Commingling of Patented and Non-Patented Elements
The Court explored the implications of an infringer commingling patented and non-patented elements in a single product. It noted that when an infringer has incorporated both patented and non-patented features into a product, making it difficult or impossible to distinguish profits attributable solely to the patented invention, the patentee is entitled to recover all of the profits. This principle is based on the idea that an infringer should not benefit from their wrongdoing, especially when they have intentionally confused the sources of profit. The Court highlighted that if the infringer's additions—allegedly non-infringing improvements—are inseparable from the patented components, the entire profit should be awarded to the patentee. This rule ensures that the burden of uncertainty falls on the infringer, who created the confusion.
Statutory Rights and Equitable Principles
The U.S. Supreme Court underscored the importance of statutory rights and equitable principles in patent infringement cases. The Court referenced the statutory provision that allows patentees to recover profits from infringers, emphasizing that this right should not be undermined by the infringer's actions. The Court maintained that equitable principles require that the infringer, who has caused the commingling of profits, should bear the burden of any loss resulting from their conduct. This approach is consistent with general principles of equity, which dictate that a wrongdoer should not retain benefits obtained through infringing activities. The Court reasoned that allowing an infringer to retain profits due to profit commingling would effectively reward them for their infringing conduct, contrary to the intentions of patent law.

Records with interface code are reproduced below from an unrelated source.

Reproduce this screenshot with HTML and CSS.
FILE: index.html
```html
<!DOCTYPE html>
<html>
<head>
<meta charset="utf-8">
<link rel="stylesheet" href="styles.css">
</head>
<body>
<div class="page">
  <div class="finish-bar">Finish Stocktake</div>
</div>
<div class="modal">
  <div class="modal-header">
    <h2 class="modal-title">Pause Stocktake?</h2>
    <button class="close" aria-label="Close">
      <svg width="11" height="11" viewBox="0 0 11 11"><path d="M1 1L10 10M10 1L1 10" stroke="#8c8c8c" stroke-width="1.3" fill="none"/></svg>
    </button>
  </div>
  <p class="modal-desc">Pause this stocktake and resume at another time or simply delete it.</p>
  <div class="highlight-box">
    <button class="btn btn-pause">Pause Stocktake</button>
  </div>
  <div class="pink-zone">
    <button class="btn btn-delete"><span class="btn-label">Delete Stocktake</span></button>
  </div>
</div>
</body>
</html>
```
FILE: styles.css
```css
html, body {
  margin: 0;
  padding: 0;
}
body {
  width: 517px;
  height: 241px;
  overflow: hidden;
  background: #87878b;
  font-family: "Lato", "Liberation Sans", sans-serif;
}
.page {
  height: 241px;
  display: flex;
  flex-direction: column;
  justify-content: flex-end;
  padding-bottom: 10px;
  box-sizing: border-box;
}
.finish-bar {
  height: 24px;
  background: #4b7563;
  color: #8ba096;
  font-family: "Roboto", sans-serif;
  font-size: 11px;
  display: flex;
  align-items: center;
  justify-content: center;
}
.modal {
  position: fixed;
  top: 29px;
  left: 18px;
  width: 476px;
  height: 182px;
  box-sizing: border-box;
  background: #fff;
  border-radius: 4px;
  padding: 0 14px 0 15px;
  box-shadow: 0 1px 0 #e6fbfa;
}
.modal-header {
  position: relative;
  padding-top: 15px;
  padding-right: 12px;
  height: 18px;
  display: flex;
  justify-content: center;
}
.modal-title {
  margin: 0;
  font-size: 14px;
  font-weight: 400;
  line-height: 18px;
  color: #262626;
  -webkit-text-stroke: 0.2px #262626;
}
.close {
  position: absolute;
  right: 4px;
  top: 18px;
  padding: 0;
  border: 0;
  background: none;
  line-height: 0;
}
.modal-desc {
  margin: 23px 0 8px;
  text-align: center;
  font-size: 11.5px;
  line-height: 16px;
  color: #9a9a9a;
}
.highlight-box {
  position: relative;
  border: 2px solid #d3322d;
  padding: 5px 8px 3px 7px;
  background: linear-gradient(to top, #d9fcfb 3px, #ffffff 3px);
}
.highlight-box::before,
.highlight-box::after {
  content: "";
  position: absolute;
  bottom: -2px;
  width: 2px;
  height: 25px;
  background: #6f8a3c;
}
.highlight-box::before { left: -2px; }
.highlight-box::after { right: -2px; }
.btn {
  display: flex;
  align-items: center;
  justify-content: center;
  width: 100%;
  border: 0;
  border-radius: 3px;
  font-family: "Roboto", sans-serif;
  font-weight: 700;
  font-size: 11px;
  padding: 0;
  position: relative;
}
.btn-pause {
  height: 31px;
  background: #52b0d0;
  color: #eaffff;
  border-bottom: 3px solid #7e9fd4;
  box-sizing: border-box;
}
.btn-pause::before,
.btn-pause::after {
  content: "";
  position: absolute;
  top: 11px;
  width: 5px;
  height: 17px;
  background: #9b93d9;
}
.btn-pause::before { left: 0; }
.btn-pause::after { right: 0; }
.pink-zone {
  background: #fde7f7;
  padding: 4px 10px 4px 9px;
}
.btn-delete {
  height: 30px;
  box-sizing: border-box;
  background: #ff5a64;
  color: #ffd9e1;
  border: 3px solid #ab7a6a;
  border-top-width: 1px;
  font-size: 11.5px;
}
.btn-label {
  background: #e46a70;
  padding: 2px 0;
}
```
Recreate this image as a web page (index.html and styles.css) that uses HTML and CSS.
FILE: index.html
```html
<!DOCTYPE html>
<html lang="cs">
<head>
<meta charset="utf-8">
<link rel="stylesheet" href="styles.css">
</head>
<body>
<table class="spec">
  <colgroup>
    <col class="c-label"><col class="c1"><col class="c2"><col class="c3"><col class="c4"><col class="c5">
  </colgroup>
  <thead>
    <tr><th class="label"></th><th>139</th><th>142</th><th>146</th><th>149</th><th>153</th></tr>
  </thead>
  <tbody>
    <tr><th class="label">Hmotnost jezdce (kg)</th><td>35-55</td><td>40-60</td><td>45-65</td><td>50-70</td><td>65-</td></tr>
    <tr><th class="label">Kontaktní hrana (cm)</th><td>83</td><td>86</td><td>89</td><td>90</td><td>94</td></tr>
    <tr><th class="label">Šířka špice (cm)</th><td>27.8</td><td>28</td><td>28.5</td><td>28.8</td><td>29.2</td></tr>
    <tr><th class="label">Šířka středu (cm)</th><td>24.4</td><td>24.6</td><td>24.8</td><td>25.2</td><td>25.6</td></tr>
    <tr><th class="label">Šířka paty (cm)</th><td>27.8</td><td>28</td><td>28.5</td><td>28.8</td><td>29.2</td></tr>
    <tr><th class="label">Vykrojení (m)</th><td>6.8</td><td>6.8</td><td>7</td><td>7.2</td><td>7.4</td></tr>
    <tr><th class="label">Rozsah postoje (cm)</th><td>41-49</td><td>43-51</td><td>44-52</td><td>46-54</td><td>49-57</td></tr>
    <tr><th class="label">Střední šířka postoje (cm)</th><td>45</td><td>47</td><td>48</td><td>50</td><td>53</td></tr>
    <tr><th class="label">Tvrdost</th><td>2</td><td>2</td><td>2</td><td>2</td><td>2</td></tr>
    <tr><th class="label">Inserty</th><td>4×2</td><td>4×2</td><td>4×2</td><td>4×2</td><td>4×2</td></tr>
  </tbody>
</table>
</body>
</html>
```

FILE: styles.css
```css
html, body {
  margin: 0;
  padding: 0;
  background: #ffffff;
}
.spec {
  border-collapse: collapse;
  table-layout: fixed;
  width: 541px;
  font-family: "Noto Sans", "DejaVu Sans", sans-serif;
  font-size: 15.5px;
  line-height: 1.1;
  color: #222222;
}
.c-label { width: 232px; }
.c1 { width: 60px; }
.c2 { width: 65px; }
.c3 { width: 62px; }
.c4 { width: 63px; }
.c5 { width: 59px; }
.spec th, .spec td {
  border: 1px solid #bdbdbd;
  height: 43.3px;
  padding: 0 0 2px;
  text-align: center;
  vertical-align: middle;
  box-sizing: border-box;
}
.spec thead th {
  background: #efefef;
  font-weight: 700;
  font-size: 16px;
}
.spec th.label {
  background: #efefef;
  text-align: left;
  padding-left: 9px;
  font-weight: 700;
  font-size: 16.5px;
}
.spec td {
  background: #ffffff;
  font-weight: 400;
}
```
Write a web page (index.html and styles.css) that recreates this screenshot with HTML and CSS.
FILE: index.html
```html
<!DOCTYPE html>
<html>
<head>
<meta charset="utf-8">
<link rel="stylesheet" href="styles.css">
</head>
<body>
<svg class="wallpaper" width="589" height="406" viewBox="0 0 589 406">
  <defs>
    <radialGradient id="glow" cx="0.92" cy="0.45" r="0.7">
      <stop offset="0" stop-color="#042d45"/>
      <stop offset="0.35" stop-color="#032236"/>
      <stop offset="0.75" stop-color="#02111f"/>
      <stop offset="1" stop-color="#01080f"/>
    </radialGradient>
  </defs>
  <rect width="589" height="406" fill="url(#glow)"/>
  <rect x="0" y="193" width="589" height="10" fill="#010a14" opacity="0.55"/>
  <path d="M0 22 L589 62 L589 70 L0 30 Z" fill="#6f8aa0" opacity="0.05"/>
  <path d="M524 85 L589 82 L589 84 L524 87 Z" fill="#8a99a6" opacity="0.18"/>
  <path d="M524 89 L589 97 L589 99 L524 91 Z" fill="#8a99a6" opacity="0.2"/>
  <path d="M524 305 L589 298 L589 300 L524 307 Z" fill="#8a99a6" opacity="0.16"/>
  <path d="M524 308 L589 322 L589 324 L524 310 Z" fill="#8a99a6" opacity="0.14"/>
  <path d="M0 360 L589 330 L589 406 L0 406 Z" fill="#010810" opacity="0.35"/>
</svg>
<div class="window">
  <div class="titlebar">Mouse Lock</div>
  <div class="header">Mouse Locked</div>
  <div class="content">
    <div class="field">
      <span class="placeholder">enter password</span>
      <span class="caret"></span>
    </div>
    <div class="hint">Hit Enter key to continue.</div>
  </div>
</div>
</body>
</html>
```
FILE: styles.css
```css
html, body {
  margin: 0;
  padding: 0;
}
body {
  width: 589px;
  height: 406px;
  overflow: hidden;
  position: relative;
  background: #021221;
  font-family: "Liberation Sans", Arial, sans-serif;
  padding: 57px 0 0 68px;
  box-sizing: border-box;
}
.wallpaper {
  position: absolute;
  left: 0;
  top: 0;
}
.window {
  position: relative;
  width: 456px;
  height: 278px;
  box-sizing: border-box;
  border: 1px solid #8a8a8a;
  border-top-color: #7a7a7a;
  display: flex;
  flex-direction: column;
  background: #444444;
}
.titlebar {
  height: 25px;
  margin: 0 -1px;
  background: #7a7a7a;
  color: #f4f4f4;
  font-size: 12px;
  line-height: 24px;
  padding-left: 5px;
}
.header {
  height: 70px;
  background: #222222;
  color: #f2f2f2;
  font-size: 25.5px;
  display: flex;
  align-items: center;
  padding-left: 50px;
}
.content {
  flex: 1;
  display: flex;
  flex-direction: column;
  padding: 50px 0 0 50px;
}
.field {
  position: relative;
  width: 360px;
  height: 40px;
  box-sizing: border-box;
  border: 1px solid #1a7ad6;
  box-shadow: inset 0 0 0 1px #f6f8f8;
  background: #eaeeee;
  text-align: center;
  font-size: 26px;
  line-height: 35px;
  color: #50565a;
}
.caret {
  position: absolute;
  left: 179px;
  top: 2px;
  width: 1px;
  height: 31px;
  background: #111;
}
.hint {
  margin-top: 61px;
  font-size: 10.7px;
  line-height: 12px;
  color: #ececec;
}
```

Applicability of Trustee Principles
The Court drew an analogy between the role of an infringer and that of a trustee who has wrongfully commingled funds. It applied the principle that where a trustee has confused their own gains with those belonging to another, the entire fund should be awarded to the innocent party. This reasoning was used to justify awarding all profits to the patentee in cases where the infringer has made it impossible to separate profits. The Court emphasized that the infringer, acting as a trustee ex maleficio, should not benefit from their wrongdoing. Instead, they should bear the consequences of their actions. This principle supports the notion that the law should protect the rights of the patent holder and not allow the infringer to profit from their infringement.
Remand for Further Proceedings
The U.S. Supreme Court concluded that the case should be remanded for further proceedings. The Court recognized that the Master and lower courts had not fully examined the exceptions raised by the defendant regarding the Master's report. Additionally, the Court noted that important evidence might have been omitted due to the parties’ reliance on their respective theories of burden allocation. The remand allows for a new hearing and the opportunity for both parties to present additional evidence relevant to the issues of profit apportionment and the value of patented versus non-patented features. The Court's decision to remand the case reflects its commitment to ensuring a fair and thorough examination of all relevant factors before determining the appropriate allocation of profits.